It takes years to bring a vineyard to full production and more years to create fine wine, so by the nature of their trade, grape growers and winemakers tend to be immune to fads. Recently, though, a trend born in France, that cradle of couture, has been spreading widely through the world of wine. It goes by the name biodynamisme, and surprisingly for a folk at no loss for native ideological innovation, it is deeply rooted in the ideas of the Austrian philosopher Rudolf Steiner.
Steiner is best known in the U.S. as the inspiration behind the Waldorf School movement, but his grand and misty thought system called anthroposophy has something to say about every aspect of humankind and its relation to the universe (agriculture and diet emphatically included). Biodynamic agriculture goes far beyond conventional organic growing methods, looking to bring the piece of earth under cultivation into mystic harmony with the cycle of the seasons and the music of the spheres. It’s full of colorful faux folk practices like burying a cow horn stuffed with manure in the autumn or lacing 10 tons of compost with a teaspoon of valerian extract matured in a stag’s bladder.
Such weird rituals are easy to tease, but they certainly have helped publicize the biodynamic movement. Moreover, they seem to “work,” in some dangerously extended sense of the word, if only by focusing the farmer’s attention on the intimate relations among soil, season, and growing things. Understandably, most biodynamic operations are quite smallit’s pretty hard to farm even 200 or 300 acres for the commercial produce market and keep every commandment in the biodynamic code.
But most vineyards run only 20 or 30 acres, so biodynamism is easier to put into practice, and recently a fair number of ambitious French vignerons have begun to follow strict biodynamic practices.
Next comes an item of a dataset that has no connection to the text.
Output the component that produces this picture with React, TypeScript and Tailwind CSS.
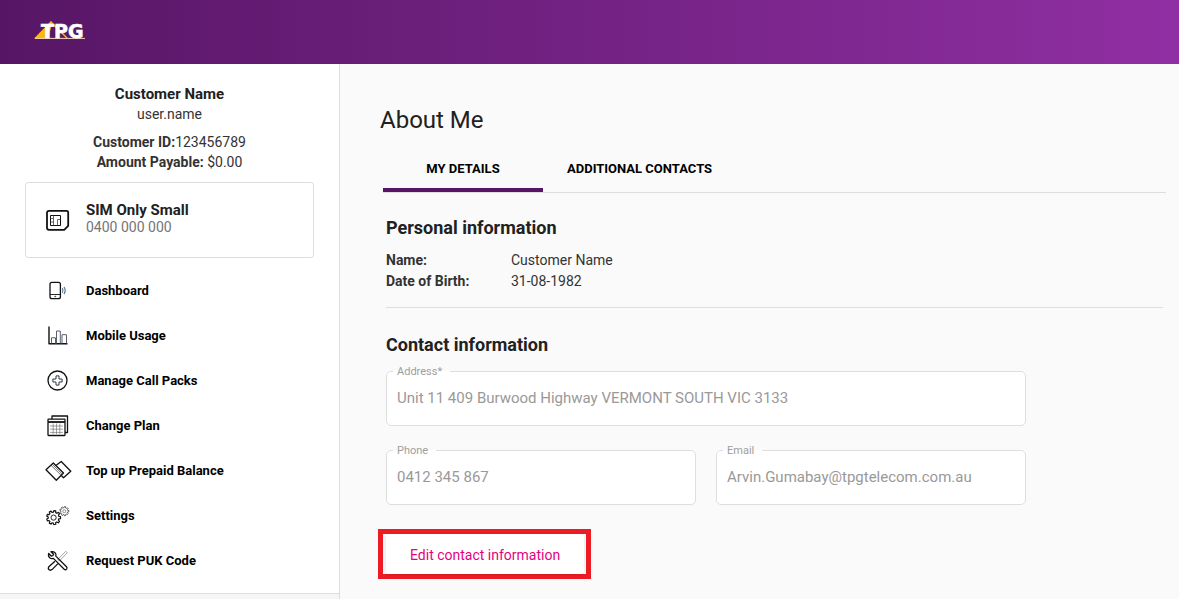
import type { ReactNode } from "react";

function Logo() {
  return (
    <svg width="54" height="22" viewBox="0 0 54 22" role="img" aria-label="TPG">
      <path d="M1 19.5 L18 2 L19 5 L15 19.5 Z" fill="#fdb60d" />
      <path d="M17.5 2.5 L34 19" stroke="#fdb60d" strokeWidth="1.4" fill="none" />
      <path d="M2 19.4 H52" stroke="#f3d9c0" strokeWidth="1" />
      <text
        x="8"
        y="19"
        fill="#fff"
        stroke="#fff"
        strokeWidth="0.6"
        className="font-['DejaVu_Sans',sans-serif] text-[19px] font-bold"
      >
        TPG
      </text>
    </svg>
  );
}

function gearPath(cx: number, cy: number, inner: number, outer: number, teeth: number) {
  const points: string[] = [];
  const step = (Math.PI * 2) / teeth;
  const corners: [number, number][] = [
    [-0.32, inner],
    [-0.2, outer],
    [0.2, outer],
    [0.32, inner],
  ];
  for (let i = 0; i < teeth; i++) {
    for (const [offset, radius] of corners) {
      const angle = (i + offset) * step;
      points.push(`${(cx + radius * Math.cos(angle)).toFixed(2)} ${(cy + radius * Math.sin(angle)).toFixed(2)}`);
    }
  }
  return `M${points.join("L")}Z`;
}

function Icon({ children }: { children: ReactNode }) {
  return (
    <svg
      width="28"
      height="28"
      viewBox="0 0 28 28"
      fill="none"
      stroke="#111"
      strokeWidth="1.3"
      strokeLinejoin="round"
      className="shrink-0"
      aria-hidden="true"
    >
      {children}
    </svg>
  );
}

const icons: Record<string, ReactNode> = {
  sim: (
    <>
      <path d="M5 4.8H22.5Q24.2 4.8 24.2 6.5V19.8L20.2 23.8H5Q3 23.8 3 21.8V6.8Q3 4.8 5 4.8Z" strokeWidth="1.8" />
      <path d="M6.5 9.5H16.5V19.5H6.5Z" strokeWidth="1" />
      <path d="M9.5 9.5V19.5M6.5 12.5H9.5M6.5 16H9.5M13.5 19.5V13.5H16.5" stroke="#444" strokeWidth="0.8" />
    </>
  ),
  phone: (
    <>
      <rect x="6" y="5.3" width="10.4" height="16.4" rx="2" />
      <path d="M6 17.5H16.4" strokeWidth="0.9" />
      <circle cx="11.2" cy="19.5" r="0.5" strokeWidth="0.7" />
      <path d="M18.4 11.3Q19.8 13.5 18.4 15.7M20 10Q22.4 13.5 20 17" stroke="#4d6488" strokeWidth="1.1" />
    </>
  ),
  usage: (
    <>
      <path d="M5 4.5V21.8H23.5" strokeWidth="1.4" />
      <path d="M7.5 21.5V15.8H11.5V21.5M12.5 21.5V9H16.3V21.5M18 21.5V12.7H22.5V21.5" stroke="#59606c" strokeWidth="1" />
    </>
  ),
  plus: (
    <>
      <circle cx="13.5" cy="13.5" r="9.5" />
      <path d="M12 8.9H15V12H18.1V15H15V18.1H12V15H8.9V12H12Z" stroke="#30384b" strokeWidth="1" />
    </>
  ),
  plan: (
    <>
      <path d="M8 7V4H23.5V20.5H21" />
      <rect x="4" y="7.2" width="17" height="16.3" rx="0.5" />
      <path d="M4 10H21" strokeWidth="1.8" />
      <path d="M6 14H19M6 17.2H19M6 20.4H19M9.2 11.5V22M12.5 11.5V22M15.8 11.5V22" stroke="#777" strokeWidth="0.7" />
    </>
  ),
  cards: (
    <>
      <path d="M2 12.7L9.3 6L19.5 16L12.3 23.3Z" />
      <path d="M12.2 8.2L17.2 4.5L26.8 14.2L19.5 20.8L17.5 18.8" />
      <path d="M7 8.3L17.2 18.3M8.2 7.2L18.4 17.2" stroke="#333" strokeWidth="0.7" />
    </>
  ),
  gears: (
    <>
      <path d={gearPath(9.6, 15.6, 5.4, 7, 9)} strokeWidth="1.2" />
      <circle cx="9.6" cy="15.6" r="2.6" strokeWidth="0.9" />
      <path d={gearPath(20.3, 9.2, 3.5, 4.6, 9)} stroke="#4b4b55" strokeWidth="0.9" />
      <circle cx="20.3" cy="9.2" r="1.5" stroke="#777" strokeWidth="0.8" />
    </>
  ),
  tools: (
    <>
      <path d="M21.8 4.3L23.3 5.8L15.3 14L13.7 12.5Z" stroke="#999" strokeWidth="0.9" />
      <path d="M11 14.2L4.8 19.8Q3.6 22 5.4 23Q6.8 23.6 8 22.6L14 16.6" />
      <path d="M7 4.7L9.6 7.3L8.8 8.7L7.2 9L4.7 6.5Q3.8 9.5 6 11Q7.4 12 9.4 11.4L20.2 22.2Q21.5 23.3 22.6 22.1Q23.6 20.9 22.5 19.8L11.8 9.1Q12.5 7 10.8 5.5Q9.2 4.2 7 4.7Z" />
    </>
  ),
};

const navItems = [
  { icon: "phone", label: "Dashboard" },
  { icon: "usage", label: "Mobile Usage" },
  { icon: "plus", label: "Manage Call Packs" },
  { icon: "plan", label: "Change Plan" },
  { icon: "cards", label: "Top up Prepaid Balance" },
  { icon: "gears", label: "Settings" },
  { icon: "tools", label: "Request PUK Code" },
];

function Field({ id, label, value, type = "text" }: { id: string; label: string; value: string; type?: string }) {
  return (
    <fieldset className="min-w-0 flex-1 rounded-[5px] border border-[#dedede] bg-white px-1.5 pb-4">
      <legend className="pt-0.5 pr-2 pl-1 text-[11px] leading-4 text-[#9e9e9e]">
        <label htmlFor={id} className="block">
          {label}
        </label>
      </legend>
      <input
        id={id}
        type={type}
        defaultValue={value}
        readOnly
        className="mt-[9px] block h-5 w-full bg-transparent px-1 text-[15px] text-[#999] outline-none"
      />
    </fieldset>
  );
}

export default function App() {
  return (
    <div className="flex min-h-screen flex-col bg-[#fafafa] font-['Roboto',sans-serif] text-sm text-[#333]">
      <header className="flex h-16 items-center bg-linear-to-r from-[#571665] to-[#902fa3] px-8 pb-1">
        <a href="#" className="block pl-px">
          <Logo />
        </a>
      </header>

      <div className="flex flex-1">
        <aside className="w-[340px] shrink-0 border-r border-[#dedede] bg-[#f5f5f5]">
          <div className="border-b border-[#dedede] bg-white px-[25px] pt-5 pb-[10px]">
            <div className="text-center leading-5">
              <h2 className="text-[15px] font-bold text-[#212121]">Customer Name</h2>
              <p>user.name</p>
              <p className="mt-2">
                <strong className="font-bold">Customer ID:</strong>123456789
              </p>
              <p>
                <strong className="font-bold">Amount Payable:</strong> $0.00
              </p>
            </div>

            <section className="mt-[10px] flex h-[76px] items-center rounded-[3px] border border-[#dedede] pl-[18px]">
              <Icon>{icons.sim}</Icon>
              <div className="ml-[14px] pb-1">
                <h3 className="text-[15px] leading-[18px] font-bold text-[#212121]">SIM Only Small</h3>
                <p className="leading-4 text-[#757575]">0400 000 000</p>
              </div>
            </section>

            <nav className="mt-[10px]">
              {navItems.map((item) => (
                <a
                  key={item.label}
                  href="#"
                  className="flex h-[45px] items-center pl-[19px] text-[13px] leading-[21px] font-bold text-black"
                >
                  <Icon>{icons[item.icon]}</Icon>
                  <span className="ml-[14px]">{item.label}</span>
                </a>
              ))}
            </nav>
          </div>
        </aside>

        <main className="min-w-0 flex-1 pt-10 pr-[13px] pl-10">
          <h1 className="text-2xl text-[#212121]">About Me</h1>

          <div role="tablist" className="mt-2 ml-[3px] flex border-b border-[#dedede] text-[13px] font-bold text-black">
            <button role="tab" aria-selected="true" className="h-12 w-40 border-b-4 border-[#571665] pt-1.5">
              MY DETAILS
            </button>
            <button role="tab" aria-selected="false" className="h-12 border-b-4 border-transparent px-6 pt-1.5">
              ADDITIONAL CONTACTS
            </button>
          </div>

          <div className="pr-[3px] pl-[6px]">
            <section className="border-b border-[#dedede] pt-[23px] pb-[15px]">
              <h2 className="text-lg leading-6 font-bold text-[#212121]">Personal information</h2>
              <dl className="mt-[10px] grid grid-cols-[125px_1fr] leading-[21px]">
                <dt className="font-bold">Name:</dt>
                <dd>Customer Name</dd>
                <dt className="font-bold">Date of Birth:</dt>
                <dd>31-08-1982</dd>
              </dl>
            </section>

            <section className="max-w-[640px] pt-[25px]">
              <h2 className="text-lg leading-6 font-bold text-[#212121]">Contact information</h2>
              <div className="mt-[5px] flex">
                <Field id="address" label="Address*" value="Unit 11 409 Burwood Highway VERMONT SOUTH VIC 3133" />
              </div>
              <div className="mt-[15px] flex gap-5">
                <Field id="phone" label="Phone" type="tel" value="0412 345 867" />
                <Field id="email" label="Email" type="email" value="Arvin.Gumabay@tpgtelecom.com.au" />
              </div>
              <div className="mt-6 -ml-2 inline-block border-5 border-[#ed1c24] pr-[2px] pl-[3px]">
                <button className="block h-10 rounded-[3px] bg-white px-6 pt-0.5 text-sm text-[#e6007e] shadow-sm">
                  Edit contact information
                </button>
              </div>
            </section>
          </div>
        </main>
      </div>
    </div>
  );
}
Most of them are in the drier southern part of the country; mildew and other fungal diseases are hard to deal with biodynamically. But in the south, the label, if not the practice, has helped put wines and winemakers on the map in a region long looked down on as fit only for growing cheap red table wine.
But not only in the south. Walla Walla vigneron Christophe Baron first became interested in biodynamism after reading an article on the subject by the celebrated Loire Valley winemaker Nicolas Joly, and his interest was fired by a blind tasting of wines from a single Burgundy vineyard, half produced conventionally and half biodynamically. “I was blown away by the difference,” he says, “by the originality, the authenticity, the expression of a specific terroir.”
Baron insists that he is primarily a farmer, not a winemaker, and he has followed organic practice in his Cayuse vineyards since planting them in 1997. But an October meeting with another superstar of French biodynamism, Philippe Armenier, led him to go all the way and become the first considerable Washington vigneron to plant, cultivate, fertilize, and harvest the Rudolf Steiner way. Baron’s wines, all created in the robust Rhône tradition with traditional Rhône varietals, are already among the area’s most distinctive. It will be fascinating to see how they evolve under the influence of earth, air, and stars.